Howard| 11.12.08 @ 11:49AM
I read with some cynicism Steve Church's comments about the auto industry. I guess if the US auto industry is the most complex in the world, than Japan and German must have the simplest auto industry in the world. It seems these foreign simpletons are able to manufacture interesting, well made and fuel efficient vehicles. I'm not saying they are perfect. But it seems our "complex" US industry hasn't mastered it yet. The main reason is that the foreign companies have a philosophy of building quality vehicles all the time. The US companies goal is to make money. In this case the US companies hit a daily double, bad cars (with some exceptions), and severe financial bleeding.

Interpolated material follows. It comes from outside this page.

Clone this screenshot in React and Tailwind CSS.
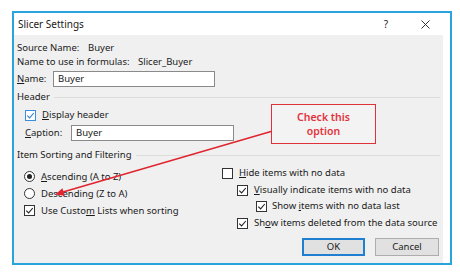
import React from "react";

const Check = ({ blue }) => (
  <span
    className={
      "w-[11px] h-[11px] shrink-0 border bg-white flex items-center justify-center " +
      (blue ? "border-[#3b8ede]" : "border-[#333333]")
    }
  >
    <svg width="9" height="9" viewBox="0 0 9 9">
      <path
        d="M1.3 4.6 L3.6 6.9 L7.8 2"
        fill="none"
        stroke={blue ? "#2f7fd3" : "#222"}
        strokeWidth="1.1"
      />
    </svg>
  </span>
);

const Empty = () => (
  <span className="w-[11px] h-[11px] shrink-0 border border-[#333333] bg-white" />
);

const Radio = ({ on }) => (
  <span className="w-[11px] h-[11px] shrink-0 rounded-full border border-[#333333] bg-white flex items-center justify-center">
    {on && <span className="w-[5px] h-[5px] rounded-full bg-[#222]" />}
  </span>
);

export default function App() {
  return (
    <div
      className="relative w-[460px] h-[276px] bg-white overflow-hidden pt-[11px] pl-[12px] text-[#1a1a1a]"
      style={{ fontFamily: '"Noto Sans", "Open Sans", sans-serif' }}
    >
      <div className="w-[440px] h-[254px] border-2 border-[#2aa4dc] bg-white flex flex-col">
        {/* Title bar */}
        <div className="h-[22px] flex items-center pl-[4px] pr-[20px] text-[10px]">
          <span>Slicer Settings</span>
          <div className="ml-auto flex items-center gap-[33px]">
            <span className="text-[10px]">?</span>
            <svg width="9" height="9" viewBox="0 0 9 9">
              <path d="M0.5 0.5 L8.5 8.5 M8.5 0.5 L0.5 8.5" stroke="#333" strokeWidth="1" />
            </svg>
          </div>
        </div>
        {/* Body */}
        <div className="flex flex-1">
          <div className="w-[429px] bg-[#f0f0f0] pl-[3px] pt-[6px] text-[9.5px] leading-none flex flex-col">
            <div className="h-[14px] flex items-center">
              <span className="w-[71px]">Source Name:</span>
              <span>Buyer</span>
            </div>
            <div className="h-[14px] flex items-center">
              <span className="w-[121px]">Name to use in formulas:</span>
              <span>Slicer_Buyer</span>
            </div>
            <div className="mt-[2px] h-[16px] flex items-center">
              <span className="w-[36px]">
                <u>N</u>ame:
              </span>
              <div className="w-[162px] h-[16px] bg-white border border-[#8a8a8a] flex items-center pl-[4px]">
                Buyer
              </div>
            </div>
            <div className="h-[20px] flex items-center gap-[4px]">
              <span>Header</span>
              <div className="flex-1 h-px bg-[#dcdcdc] mr-[3px]" />
            </div>
            <div className="h-[16px] flex items-center pl-[8px] gap-[6px]">
              <Check blue />
              <span>
                <u>D</u>isplay header
              </span>
            </div>
            <div className="mt-[2px] h-[16px] flex items-center pl-[8px]">
              <span className="w-[46px]">
                <u>C</u>aption:
              </span>
              <div className="w-[163px] h-[16px] bg-white border border-[#8a8a8a] flex items-center pl-[4px]">
                Buyer
              </div>
            </div>
            <div className="mt-[6px] h-[16px] flex items-center gap-[4px]">
              <span>Item Sorting and Filtering</span>
              <div className="flex-1 h-px bg-[#dcdcdc] mr-[3px]" />
            </div>
            <div className="flex">
              <div className="w-[205px] pl-[7px] pt-[5px] flex flex-col">
                <div className="h-[17px] flex items-center gap-[6px]">
                  <Radio on />
                  <span>
                    <u>A</u>scending (A to Z)
                  </span>
                </div>
                <div className="h-[17px] flex items-center gap-[6px]">
                  <Radio />
                  <span>
                    Descendin<u>g</u> (Z to A)
                  </span>
                </div>
                <div className="h-[17px] flex items-center gap-[6px]">
                  <Check />
                  <span>
                    Use Custo<u>m</u> Lists when sorting
                  </span>
                </div>
              </div>
              <div className="flex-1 pt-[2px] flex flex-col">
                <div className="h-[16px] flex items-center gap-[6px]">
                  <Empty />
                  <span>
                    <u>H</u>ide items with no data
                  </span>
                </div>
                <div className="mt-[1px] h-[16px] flex items-center gap-[6px] pl-[15px]">
                  <Check />
                  <span>
                    <u>V</u>isually indicate items with no data
                  </span>
                </div>
                <div className="h-[16px] flex items-center gap-[5px] pl-[34px]">
                  <Check />
                  <span>
                    Show <u>i</u>tems with no data last
                  </span>
                </div>
                <div className="mt-[1px] h-[16px] flex items-center gap-[6px] pl-[15px]">
                  <Check />
                  <span>
                    Sh<u>o</u>w items deleted from the data source
                  </span>
                </div>
                <div className="mt-[7px] flex justify-end gap-[10px] pr-[4px]">
                  <button className="w-[63px] h-[18px] bg-[#e1e1e1] border-2 border-[#1f7fd1] flex items-center justify-center text-[9.5px]">
                    OK
                  </button>
                  <button className="w-[64px] h-[18px] bg-[#e1e1e1] border border-[#adadad] flex items-center justify-center text-[9.5px]">
                    Cancel
                  </button>
                </div>
              </div>
            </div>
          </div>
          <div className="flex-1 bg-white" />
        </div>
      </div>

      {/* Annotation callout */}
      <div className="absolute left-[271px] top-[104px] w-[105px] h-[40px] border-[1.5px] border-[#e0303a] bg-[#f3f3f3] flex flex-col items-center justify-center text-[#e3323c] text-[10.5px] font-semibold leading-[14px]">
        <span>Check this</span>
        <span>option</span>
      </div>
      <svg className="absolute left-0 top-0 pointer-events-none" width="460" height="276">
        <line x1="271" y1="131.5" x2="63" y2="192" stroke="#e0252f" strokeWidth="1.5" />
        <polygon points="55,194.5 64.7,195.8 62.5,188.2" fill="#e0252f" />
      </svg>
    </div>
  );
}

Of course they are the complex auto makers.
J.A. Davis| 11.13.08 @ 12:57AM
Eric Peters is often fun to read, but he shows very little knowledge of the auto industry with this one. While mismanagement is always an issue, it's certainly not the biggest problem (Mullaly hasn't been there long enough to screw up!). I suggest reading Holman Jenkins in the Wall Street Journal to get a real understanding of the plight of the Big Three. And, by the way. If Toyota's management is so brilliant, why did they spend hundreds of millions of dollars on a new truck as oil prices were rising and demand for trucks falling?
Ms. Know| 11.15.08 @ 8:14PM
I can't believe that the elitist illuminati are even thinking about giving these people more money. The bailout was a mistake in the beginning, and I have always said so.